* BEGIN Material *

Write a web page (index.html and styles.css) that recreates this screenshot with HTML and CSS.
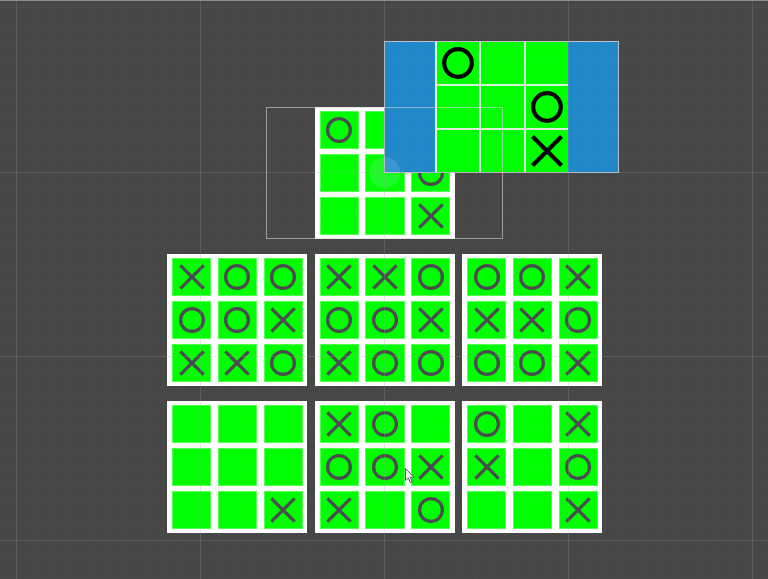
FILE: index.html
```html
<!DOCTYPE html>
<html>
<head>
<meta charset="utf-8">
<link rel="stylesheet" href="styles.css">
</head>
<body>
<div class="scene">
  <div class="boards">
    <div class="board top">
      <div class="cell"><svg class="sym" viewBox="0 0 30 30"><circle cx="15" cy="15" r="12.2"/></svg></div>
      <div class="cell"></div>
      <div class="cell"></div>
      <div class="cell"></div>
      <div class="cell"></div>
      <div class="cell"><svg class="sym" viewBox="0 0 30 30"><circle cx="15" cy="15" r="12.2"/></svg></div>
      <div class="cell"></div>
      <div class="cell"></div>
      <div class="cell"><svg class="sym" viewBox="0 0 30 30"><path d="M2.5 2.5L27.5 27.5M27.5 2.5L2.5 27.5"/></svg></div>
    </div>

    <div class="board row-start">
      <div class="cell"><svg class="sym" viewBox="0 0 30 30"><path d="M2.5 2.5L27.5 27.5M27.5 2.5L2.5 27.5"/></svg></div>
      <div class="cell"><svg class="sym" viewBox="0 0 30 30"><circle cx="15" cy="15" r="12.2"/></svg></div>
      <div class="cell"><svg class="sym" viewBox="0 0 30 30"><circle cx="15" cy="15" r="12.2"/></svg></div>
      <div class="cell"><svg class="sym" viewBox="0 0 30 30"><circle cx="15" cy="15" r="12.2"/></svg></div>
      <div class="cell"><svg class="sym" viewBox="0 0 30 30"><circle cx="15" cy="15" r="12.2"/></svg></div>
      <div class="cell"><svg class="sym" viewBox="0 0 30 30"><path d="M2.5 2.5L27.5 27.5M27.5 2.5L2.5 27.5"/></svg></div>
      <div class="cell"><svg class="sym" viewBox="0 0 30 30"><path d="M2.5 2.5L27.5 27.5M27.5 2.5L2.5 27.5"/></svg></div>
      <div class="cell"><svg class="sym" viewBox="0 0 30 30"><path d="M2.5 2.5L27.5 27.5M27.5 2.5L2.5 27.5"/></svg></div>
      <div class="cell"><svg class="sym" viewBox="0 0 30 30"><circle cx="15" cy="15" r="12.2"/></svg></div>
    </div>

    <div class="board">
      <div class="cell"><svg class="sym" viewBox="0 0 30 30"><path d="M2.5 2.5L27.5 27.5M27.5 2.5L2.5 27.5"/></svg></div>
      <div class="cell"><svg class="sym" viewBox="0 0 30 30"><path d="M2.5 2.5L27.5 27.5M27.5 2.5L2.5 27.5"/></svg></div>
      <div class="cell"><svg class="sym" viewBox="0 0 30 30"><circle cx="15" cy="15" r="12.2"/></svg></div>
      <div class="cell"><svg class="sym" viewBox="0 0 30 30"><circle cx="15" cy="15" r="12.2"/></svg></div>
      <div class="cell"><svg class="sym" viewBox="0 0 30 30"><circle cx="15" cy="15" r="12.2"/></svg></div>
      <div class="cell"><svg class="sym" viewBox="0 0 30 30"><path d="M2.5 2.5L27.5 27.5M27.5 2.5L2.5 27.5"/></svg></div>
      <div class="cell"><svg class="sym" viewBox="0 0 30 30"><path d="M2.5 2.5L27.5 27.5M27.5 2.5L2.5 27.5"/></svg></div>
      <div class="cell"><svg class="sym" viewBox="0 0 30 30"><circle cx="15" cy="15" r="12.2"/></svg></div>
      <div class="cell"><svg class="sym" viewBox="0 0 30 30"><circle cx="15" cy="15" r="12.2"/></svg></div>
    </div>

    <div class="board">
      <div class="cell"><svg class="sym" viewBox="0 0 30 30"><circle cx="15" cy="15" r="12.2"/></svg></div>
      <div class="cell"><svg class="sym" viewBox="0 0 30 30"><circle cx="15" cy="15" r="12.2"/></svg></div>
      <div class="cell"><svg class="sym" viewBox="0 0 30 30"><path d="M2.5 2.5L27.5 27.5M27.5 2.5L2.5 27.5"/></svg></div>
      <div class="cell"><svg class="sym" viewBox="0 0 30 30"><path d="M2.5 2.5L27.5 27.5M27.5 2.5L2.5 27.5"/></svg></div>
      <div class="cell"><svg class="sym" viewBox="0 0 30 30"><path d="M2.5 2.5L27.5 27.5M27.5 2.5L2.5 27.5"/></svg></div>
      <div class="cell"><svg class="sym" viewBox="0 0 30 30"><circle cx="15" cy="15" r="12.2"/></svg></div>
      <div class="cell"><svg class="sym" viewBox="0 0 30 30"><circle cx="15" cy="15" r="12.2"/></svg></div>
      <div class="cell"><svg class="sym" viewBox="0 0 30 30"><circle cx="15" cy="15" r="12.2"/></svg></div>
      <div class="cell"><svg class="sym" viewBox="0 0 30 30"><path d="M2.5 2.5L27.5 27.5M27.5 2.5L2.5 27.5"/></svg></div>
    </div>

    <div class="board">
      <div class="cell"></div>
      <div class="cell"></div>
      <div class="cell"></div>
      <div class="cell"></div>
      <div class="cell"></div>
      <div class="cell"></div>
      <div class="cell"></div>
      <div class="cell"></div>
      <div class="cell"><svg class="sym" viewBox="0 0 30 30"><path d="M2.5 2.5L27.5 27.5M27.5 2.5L2.5 27.5"/></svg></div>
    </div>

    <div class="board">
      <div class="cell"><svg class="sym" viewBox="0 0 30 30"><path d="M2.5 2.5L27.5 27.5M27.5 2.5L2.5 27.5"/></svg></div>
      <div class="cell"><svg class="sym" viewBox="0 0 30 30"><circle cx="15" cy="15" r="12.2"/></svg></div>
      <div class="cell"></div>
      <div class="cell"><svg class="sym" viewBox="0 0 30 30"><circle cx="15" cy="15" r="12.2"/></svg></div>
      <div class="cell"><svg class="sym" viewBox="0 0 30 30"><circle cx="15" cy="15" r="12.2"/></svg></div>
      <div class="cell"><svg class="sym" viewBox="0 0 30 30"><path d="M2.5 2.5L27.5 27.5M27.5 2.5L2.5 27.5"/></svg></div>
      <div class="cell"><svg class="sym" viewBox="0 0 30 30"><path d="M2.5 2.5L27.5 27.5M27.5 2.5L2.5 27.5"/></svg></div>
      <div class="cell"></div>
      <div class="cell"><svg class="sym" viewBox="0 0 30 30"><circle cx="15" cy="15" r="12.2"/></svg></div>
    </div>

    <div class="board">
      <div class="cell"><svg class="sym" viewBox="0 0 30 30"><circle cx="15" cy="15" r="12.2"/></svg></div>
      <div class="cell"></div>
      <div class="cell"><svg class="sym" viewBox="0 0 30 30"><path d="M2.5 2.5L27.5 27.5M27.5 2.5L2.5 27.5"/></svg></div>
      <div class="cell"><svg class="sym" viewBox="0 0 30 30"><path d="M2.5 2.5L27.5 27.5M27.5 2.5L2.5 27.5"/></svg></div>
      <div class="cell"></div>
      <div class="cell"><svg class="sym" viewBox="0 0 30 30"><circle cx="15" cy="15" r="12.2"/></svg></div>
      <div class="cell"></div>
      <div class="cell"></div>
      <div class="cell"><svg class="sym" viewBox="0 0 30 30"><path d="M2.5 2.5L27.5 27.5M27.5 2.5L2.5 27.5"/></svg></div>
    </div>
  </div>

  <div class="panel">
    <div class="panel-side"></div>
    <div class="panel-board">
      <div class="pcell"><svg class="psym" viewBox="0 0 34 34"><circle cx="17" cy="17" r="13.8"/></svg></div>
      <div class="pcell"></div>
      <div class="pcell"></div>
      <div class="pcell"></div>
      <div class="pcell"></div>
      <div class="pcell"><svg class="psym" viewBox="0 0 34 34"><circle cx="17" cy="17" r="13.8"/></svg></div>
      <div class="pcell"></div>
      <div class="pcell"></div>
      <div class="pcell"><svg class="psym" viewBox="0 0 34 34"><path d="M2.5 2.5L31.5 31.5M31.5 2.5L2.5 31.5"/></svg></div>
    </div>
    <div class="panel-side"></div>
  </div>

  <div class="grid-overlay"></div>
  <div class="selection"></div>
  <div class="pivot"></div>
  <svg class="cursor" viewBox="0 0 10 16" width="10" height="16"><path d="M0.5 0.5L0.5 12.5L3.3 9.9L5.3 14.6L7.2 13.8L5.3 9.3L9 9.3Z"/></svg>
</div>
</body>
</html>
```

FILE: styles.css
```css
html, body {
  margin: 0;
  padding: 0;
  background: #474747;
}

.scene {
  position: relative;
  width: 768px;
  height: 579px;
  overflow: hidden;
  box-sizing: border-box;
  border-top: 1px solid #8d8d8d;
  background: #474747;
  font-family: "Liberation Sans", Arial, sans-serif;
}

.boards {
  display: grid;
  grid-template-columns: repeat(3, 140px);
  grid-auto-rows: 132px;
  column-gap: 7.5px;
  row-gap: 15px;
  padding: 106px 0 0 167px;
}

.board {
  background: #ffffff;
  display: grid;
  grid-template-columns: repeat(3, 1fr);
  grid-template-rows: repeat(3, 1fr);
  column-gap: 6.5px;
  row-gap: 5px;
  padding: 4px 4px 4px 5px;
  box-sizing: border-box;
}

.board.top {
  grid-column: 2;
}

.board.row-start {
  grid-column-start: 1;
}

.cell {
  background: #00ff00;
  box-shadow: inset 0 0 0 1px rgba(140, 255, 140, 0.6);
  display: flex;
  align-items: center;
  justify-content: center;
}

.sym {
  width: 28px;
  height: 28px;
  fill: none;
  stroke: #4c4950;
  stroke-width: 3.5;
}

.panel {
  position: absolute;
  left: 384px;
  top: 40px;
  width: 235px;
  height: 132px;
  box-sizing: border-box;
  border: 1px solid #b9c0c6;
  display: flex;
  background: #2188c9;
}

.panel-side {
  flex: 1;
  background: #2188c9;
}

.panel-board {
  width: 133px;
  background: #d9f2d9;
  display: grid;
  grid-template-columns: repeat(3, 1fr);
  grid-template-rows: repeat(3, 1fr);
  gap: 2px;
  padding: 0 0 0 1.5px;
  box-sizing: border-box;
}

.pcell {
  background: #00ff00;
  display: flex;
  align-items: center;
  justify-content: center;
}

.psym {
  width: 34px;
  height: 34px;
  fill: none;
  stroke: #000000;
  stroke-width: 4.2;
}

.grid-overlay {
  position: absolute;
  inset: 0;
  pointer-events: none;
  background-image:
    linear-gradient(to right, rgba(165, 165, 165, 0.22) 1px, transparent 1px),
    linear-gradient(to bottom, rgba(165, 165, 165, 0.22) 1px, transparent 1px),
    linear-gradient(to right, rgba(165, 165, 165, 0.035) 1px, transparent 1px),
    linear-gradient(to bottom, rgba(165, 165, 165, 0.035) 1px, transparent 1px);
  background-size: 184px 100%, 100% 184px, 18.4px 100%, 100% 18.4px;
  background-position: 16px 0, 0 171px, 16px 0, 0 171px;
}

.selection {
  position: absolute;
  left: 266px;
  top: 106px;
  width: 237px;
  height: 132px;
  box-sizing: border-box;
  border: 1px solid rgba(215, 215, 215, 0.6);
  pointer-events: none;
}

.pivot {
  position: absolute;
  left: 369px;
  top: 156px;
  width: 31px;
  height: 31px;
  border-radius: 50%;
  background: rgba(190, 215, 255, 0.16);
  pointer-events: none;
}

.cursor {
  position: absolute;
  left: 405px;
  top: 467px;
  fill: #f4f4f4;
  stroke: #5a5a5a;
  stroke-width: 1;
}
```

* END Material *

What you are asked to do:
Pull out every line in the data above that has the word "styles".

Final result:
Write a web page (index.html and styles.css) that recreates this screenshot with HTML and CSS.
<link rel="stylesheet" href="styles.css">
FILE: styles.css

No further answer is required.